Cost of living, jobs, access to health services and funding for public hospitals have taken precedence over the management of COVID-19 during the election campaign.
South Australians did not experience anywhere near the lengthy lockdowns of Victoria and NSW, yet the YouGov polling suggested only eight per cent of voters saw management of COVID-19 as their top issue going into the election.
Instead, ambulance ramping – whereby patients are forced to wait in ambulances outside Emergency Departments due to a lack of beds – has become a key election issue and is widely seen as evidence that the public health system is struggling to cope.
Just this week, the ambulance union highlighted multiple deaths including that of an elderly patient who waited 56 minutes for an ambulance while another patient in their 20s waited 45 minutes.
These cases will be reviewed by the South Australian Ambulance Service (SAAS), in line with protocol, but have added to the perception of a health system in crisis.
The future of the Adelaide 500 V8 Supercar race has been a big issue in suburbia. Marshall scrapped the race – long known as the Clipsal 500 – and Malinauskas has pledged to bring it back.
The Liberals expect to win the seat of Frome after a redistribution but a uniform swing in line with the polls would see the Opposition pick up Newland, Adelaide, King and Elder.
All of this means it is highly likely that Labor will hold more seats and could even form majority government.

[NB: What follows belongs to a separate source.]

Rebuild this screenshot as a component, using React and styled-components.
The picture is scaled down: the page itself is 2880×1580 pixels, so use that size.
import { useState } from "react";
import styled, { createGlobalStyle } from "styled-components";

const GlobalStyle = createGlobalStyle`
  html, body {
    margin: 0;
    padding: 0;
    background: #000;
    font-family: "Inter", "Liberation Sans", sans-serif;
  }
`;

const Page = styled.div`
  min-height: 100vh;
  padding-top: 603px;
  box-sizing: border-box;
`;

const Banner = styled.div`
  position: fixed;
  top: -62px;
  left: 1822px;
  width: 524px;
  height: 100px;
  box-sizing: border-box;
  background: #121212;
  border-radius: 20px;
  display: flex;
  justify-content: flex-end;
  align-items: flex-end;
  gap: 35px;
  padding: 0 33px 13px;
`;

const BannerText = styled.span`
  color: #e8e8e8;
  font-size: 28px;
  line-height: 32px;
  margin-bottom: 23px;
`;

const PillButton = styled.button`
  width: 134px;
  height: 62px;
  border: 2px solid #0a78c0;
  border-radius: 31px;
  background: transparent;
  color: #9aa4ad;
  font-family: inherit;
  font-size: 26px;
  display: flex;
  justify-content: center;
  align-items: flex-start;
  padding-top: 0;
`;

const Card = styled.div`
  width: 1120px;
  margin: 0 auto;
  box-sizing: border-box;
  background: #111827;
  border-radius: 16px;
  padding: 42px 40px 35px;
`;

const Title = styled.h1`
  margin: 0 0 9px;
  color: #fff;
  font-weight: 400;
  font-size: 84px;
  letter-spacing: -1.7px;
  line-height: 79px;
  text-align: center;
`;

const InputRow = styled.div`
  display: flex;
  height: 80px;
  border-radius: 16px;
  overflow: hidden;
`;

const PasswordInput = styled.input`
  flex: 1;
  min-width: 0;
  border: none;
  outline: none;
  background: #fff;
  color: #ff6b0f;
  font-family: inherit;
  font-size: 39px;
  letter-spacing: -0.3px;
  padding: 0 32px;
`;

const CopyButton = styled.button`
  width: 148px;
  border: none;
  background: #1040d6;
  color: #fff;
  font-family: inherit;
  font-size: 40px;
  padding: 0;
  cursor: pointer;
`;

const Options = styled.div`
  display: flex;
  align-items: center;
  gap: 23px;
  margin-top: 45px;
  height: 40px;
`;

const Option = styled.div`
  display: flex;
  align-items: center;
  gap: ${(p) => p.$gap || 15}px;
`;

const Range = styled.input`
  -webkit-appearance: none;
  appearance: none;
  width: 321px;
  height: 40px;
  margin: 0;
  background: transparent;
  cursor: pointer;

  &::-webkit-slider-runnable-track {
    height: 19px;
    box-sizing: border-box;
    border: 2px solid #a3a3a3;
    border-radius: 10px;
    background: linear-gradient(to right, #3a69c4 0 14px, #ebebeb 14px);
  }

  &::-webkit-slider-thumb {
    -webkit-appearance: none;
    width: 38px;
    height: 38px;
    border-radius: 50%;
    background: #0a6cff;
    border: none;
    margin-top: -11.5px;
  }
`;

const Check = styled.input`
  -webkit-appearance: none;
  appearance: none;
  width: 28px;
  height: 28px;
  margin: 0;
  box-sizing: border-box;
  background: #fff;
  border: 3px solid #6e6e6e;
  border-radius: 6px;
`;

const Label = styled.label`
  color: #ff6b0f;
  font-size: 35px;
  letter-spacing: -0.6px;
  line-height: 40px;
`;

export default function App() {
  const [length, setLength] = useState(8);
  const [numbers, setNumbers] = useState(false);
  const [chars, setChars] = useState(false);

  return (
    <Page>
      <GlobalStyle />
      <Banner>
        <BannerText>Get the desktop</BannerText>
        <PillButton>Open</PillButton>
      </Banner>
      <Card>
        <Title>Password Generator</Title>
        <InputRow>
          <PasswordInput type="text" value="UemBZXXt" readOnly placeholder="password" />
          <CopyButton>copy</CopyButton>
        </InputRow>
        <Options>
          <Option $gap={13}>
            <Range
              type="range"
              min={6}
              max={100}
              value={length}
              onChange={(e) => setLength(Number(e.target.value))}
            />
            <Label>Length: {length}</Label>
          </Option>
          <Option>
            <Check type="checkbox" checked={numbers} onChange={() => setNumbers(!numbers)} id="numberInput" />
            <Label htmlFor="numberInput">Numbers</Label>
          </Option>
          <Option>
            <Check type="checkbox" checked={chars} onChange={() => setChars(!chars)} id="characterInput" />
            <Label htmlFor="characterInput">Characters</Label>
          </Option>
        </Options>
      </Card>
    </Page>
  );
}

There is no doubt that Prime Minister Scott Morrison would dearly love a surprise victory by Premier Marshall.
Marshall has been a strong ally in National Cabinet for the PM while Malinauskas, who has already been campaigning for more money from Canberra for health and hospitals, would provide a headache just months before a federal election.
With the Liberals in power at state level only NSW and Tasmania, a strong health and hospitals campaign by the states and territories would be reminiscent of 2007, when the issue contributed to the Howard Government losing after more than a decade in office.

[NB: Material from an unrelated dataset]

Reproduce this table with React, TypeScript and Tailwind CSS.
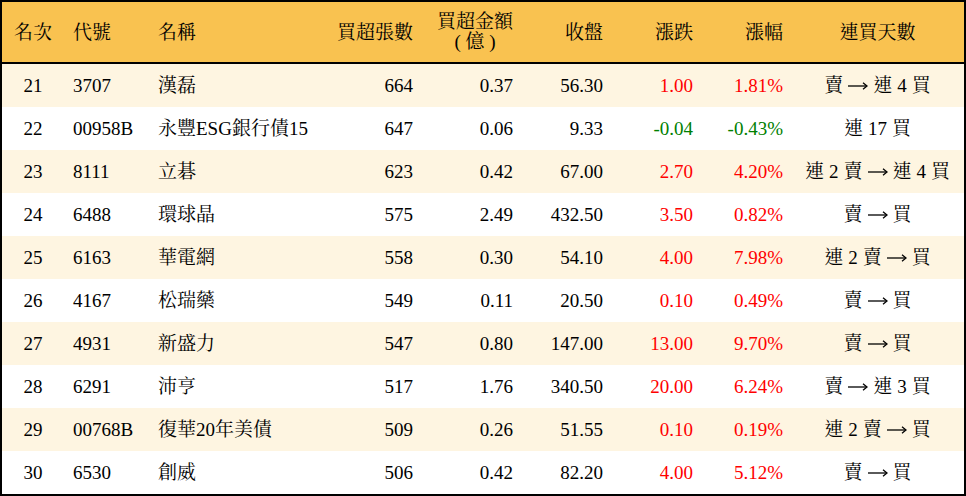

Marshall was broadly considered to have done a good job until the arrival of Omicron late last year amid accusations of opening up too quickly and leaving vulnerable members of the community exposed to the new strain.
An electoral rout could be interpreted as Omicron being the turning point for incumbent governments relying on their strong COVID response as central to their re-election bid.

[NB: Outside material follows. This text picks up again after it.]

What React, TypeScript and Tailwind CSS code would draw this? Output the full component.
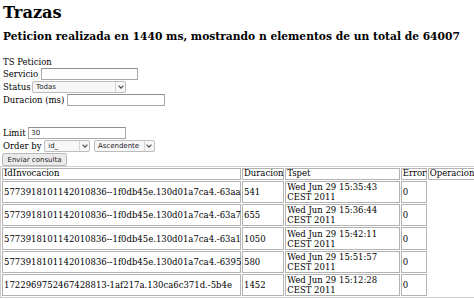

Many see Marshall as lacking a substitute narrative post-pandemic, while fellow state premiers Mark McGowan, Annastacia Palaszczuk and Peter Gutwein ran almost entirely on their record of keeping residents safe while cushioning the impact on families and jobs.
Most political pundits agree that the federal election will be won or lost according to who can develop a stronger positive narrative on what life will look like once we finally put COVID-19 behind us.
Nick Xenophon hasn’t yet declared whether he will contest the upcoming federal election for the Senate, although he did float the idea via The Australian newspaper in October last year.
The political maverick first entered South Australian politics at state level before switching to the Senate, maintaining a high profile due to his astute judgement on what voters care about mixed with a keen eye for the theatre of politics.
Rex Patrick and Sterling Griff are in the upper house courtesy of Xenophon’s electoral success and without his undoubted star power, both are unlikely to make it into the top six this time around.
If Xenophon runs federally, he has said that part of his motivation is to help keep the balance of power in moderate hands amid the rise of right-wing populists such as Clive Palmer’s United Australia Party.